Play it once a year in a charity outing, nice course but nothing really memorable.  The family that built and run it are great folks, they really go out of their way to make you feel welcome.  
We have a pool and a pond, the pond would be good for you.

Dan Herrmann

  • Karma: +0/-0
Re: Moccasin Run
« Reply #7 on: September 05, 2013, 06:28:02 PM »
It has amazing rates, encourages walking (very walkable), and has ownership dedicated to the success of the course and the golfer's fun.

Besides, what other golf course has their own poem!:
Streams of Knight Run and Wolf Hollow flowed
Octorara Indians of sixteen hundred have roamed
The Octorara Area had productive agriculture land
Farms were available for families to raise their clan.

Paul, Dorothy and sons in 1986, a new idea was bought
This farm "a golf course" was not a welcome thought
Opposition was building, a challenge to win
Politicians and neighbors watching construction begin.

It was zoning and finances construction would freeze
Leasing and renting equipment our sons operate with a breeze
Newspaper articles were printed, a farmers mistake
Many visitors with cameras wondering if it was all fate.

A name for the golf course, it had to be good
An Indian symbol, I wonder if I could
Moccasin Run was suggested and agreed by all
A logo for Moccasin Run, who should we call.

I visited our neighbor Sue, Moccasin Run is the name
Sue designed the logo; she said it was no pain
The back page of Wilson Sports showed our logo that year
It was voted in top ten as "Logo of the Year".

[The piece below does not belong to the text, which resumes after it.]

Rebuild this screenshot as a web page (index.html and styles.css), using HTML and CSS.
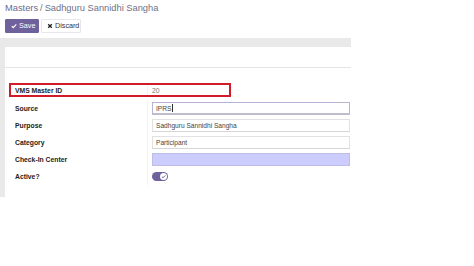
FILE: index.html
```html
<!DOCTYPE html>
<html>
<head>
<meta charset="utf-8">
<link rel="stylesheet" href="styles.css">
</head>
<body>
<div class="control">
  <div class="crumbs"><span class="crumb-link">Masters</span><span class="sep">/</span><span class="crumb-cur">Sadhguru Sannidhi Sangha</span></div>
  <div class="buttons">
    <button class="btn btn-primary"><svg class="ico" viewBox="0 0 10 10"><path d="M1.2 5.2 L3.8 7.6 L8.8 2.4" fill="none" stroke="#fff" stroke-width="2"/></svg>Save</button>
    <button class="btn btn-secondary"><svg class="ico" viewBox="0 0 10 10"><path d="M2 2 L8 8 M8 2 L2 8" fill="none" stroke="#222" stroke-width="2.2"/></svg>Discard</button>
  </div>
</div>
<div class="content">
  <div class="sheet">
    <div class="sheet-head"></div>
    <div class="form">
      <div class="row row-id">
        <div class="label">VMS Master ID</div>
        <div class="value"><span class="plain">20</span></div>
        <div class="highlight"></div>
      </div>
      <div class="row">
        <div class="label">Source</div>
        <div class="value"><div class="input focused">IPRS<span class="caret"></span></div></div>
      </div>
      <div class="row">
        <div class="label">Purpose</div>
        <div class="value"><div class="input">Sadhguru Sannidhi Sangha</div></div>
      </div>
      <div class="row">
        <div class="label">Category</div>
        <div class="value"><div class="input">Participant</div></div>
      </div>
      <div class="row">
        <div class="label">Check-In Center</div>
        <div class="value"><div class="input required"></div></div>
      </div>
      <div class="row">
        <div class="label">Active?</div>
        <div class="value"><div class="toggle"><div class="knob"><svg viewBox="0 0 10 10"><path d="M2.6 5.2 L4.4 6.9 L7.6 3.4" fill="none" stroke="#71639e" stroke-width="1.4"/></svg></div></div></div>
      </div>
    </div>
  </div>
</div>
</body>
</html>
```
FILE: styles.css
```css
* { box-sizing: border-box; }
html, body { margin: 0; padding: 0; background: #fff; }
body { font-family: "Liberation Sans", Arial, sans-serif; color: #4c4c4c; width: 474px; height: 266px; overflow: hidden; }

.control { padding: 1px 5px 0 5px; height: 38px; }
.crumbs { font-size: 9.3px; line-height: 14px; height: 17px; color: #707184; white-space: nowrap; }
.crumb-link { color: #6b6a92; }
.sep { margin: 0 2px 0 2px; color: #777; }
.crumb-cur { color: #707184; }

.buttons { display: flex; gap: 2px; margin-top: 1px; }
.btn { height: 14px; font-family: inherit; font-size: 7.2px; line-height: 12px; padding: 0 5px; border-radius: 1px; display: flex; align-items: center; gap: 2px; cursor: pointer; }
.btn-primary { width: 34px; background: #6f619c; border: 1px solid #6f619c; color: #fff; padding-left: 5px; }
.btn-secondary { width: 40px; background: #fff; border: 1px solid #e6e6ec; color: #333; padding-left: 5px; }
.ico { width: 6px; height: 6px; flex: none; }

.content { width: 351px; background: #e9e9e9; padding: 9px 0 0 5px; overflow: hidden; }
.sheet { width: 420px; height: 150px; background: #fff; }
.sheet-head { height: 21px; border-bottom: 1px solid #e4e4e4; }

.form { padding: 15px 0 0 0; display: flex; flex-direction: column; }
.row { display: flex; height: 17px; align-items: center; position: relative; }
.row-id { height: 14px; margin-bottom: 3px; }
.label { width: 143px; padding-left: 10px; font-weight: 700; font-size: 6.8px; color: #222; align-self: stretch; display: flex; align-items: center; border-right: 1px solid #f3f3f3; }
.value { padding-left: 4px; flex: 1; align-self: stretch; display: flex; align-items: center; }
.plain { font-size: 6.8px; color: #777; }
.input { width: 198px; height: 13px; border: 1px solid #e2e2e2; border-bottom-color: #d6d6d6; font-size: 6.6px; color: #444; padding-left: 3px; display: flex; align-items: center; }
.focused { border-color: #b6b4d3; border-bottom: 2px solid #bdbdcc; color: #444; }
.caret { display: inline-block; width: 1px; height: 8px; background: #333; margin-left: 0.5px; }
.required { background: #ccccfd; border-color: #bdbde8; }

.toggle { width: 16px; height: 9px; border-radius: 5px; background: #6f619c; position: relative; }
.knob { position: absolute; right: 1px; top: 1px; width: 7px; height: 7px; border-radius: 50%; background: #fff; }
.knob svg { width: 7px; height: 7px; display: block; }

.highlight { position: absolute; left: 4px; top: 0; width: 222px; height: 14px; border: 2px solid #d11a2a; pointer-events: none; }
```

Moccasin Run will serve many golfers
Dignity and honesty, King Family desires par
Paul, Dorothy and sons have gone through many curves
Asking God to bless the golfers we serve.

Written by Paul J. King

Mark Molyneux

  • Karma: +0/-0
Re: Moccasin Run
« Reply #8 on: September 06, 2013, 10:44:28 AM »
Moccasin Run occupies me for a full day (at least one full day) each year when I play in their 36 hole event. The loyalty among players in that event (conducted by the course owners) is a testament to the way they maintain the course and the way they treat their customers. The course plays a shade over 6500 yards from the tips to a 35-37 par 72 (71.2/124). Conditions almost always seem to be lush. The holes are pretty much straightforward and the greens are relatively uncomplicated but very true. It's out in the land of The Plain. There's often a group of teenaged boys playing somewhere on the course wearing the britches, suspenders, and white shirts that are common among Amish folks. I have wondered about their equipment, i.e. how "high tech" are they allowed to get before the community starts talking to them about their ways? Never having peeked into any golf bags, I don't know but I wouldn't be surprised to find a personally carved set of hickory clubs. I recall last year on the twelfth tee (a straightaway reachable par 5) thinking how I was standing at the border between two worlds as the maintenance guy was crossing the 11th green behind me with a John Deere mower getting the surface to a 10 or a 10.5 and the 14 year old Amish kid was pushing a two horse plow team around the cornfield, 20 yards to my right (and OB if that matters).

A note to Dan Herrmann, it's been since that get together at Baltusrol years ago that we last spoke. I hadn't been posting but I always read your stuff. Still at French Creek?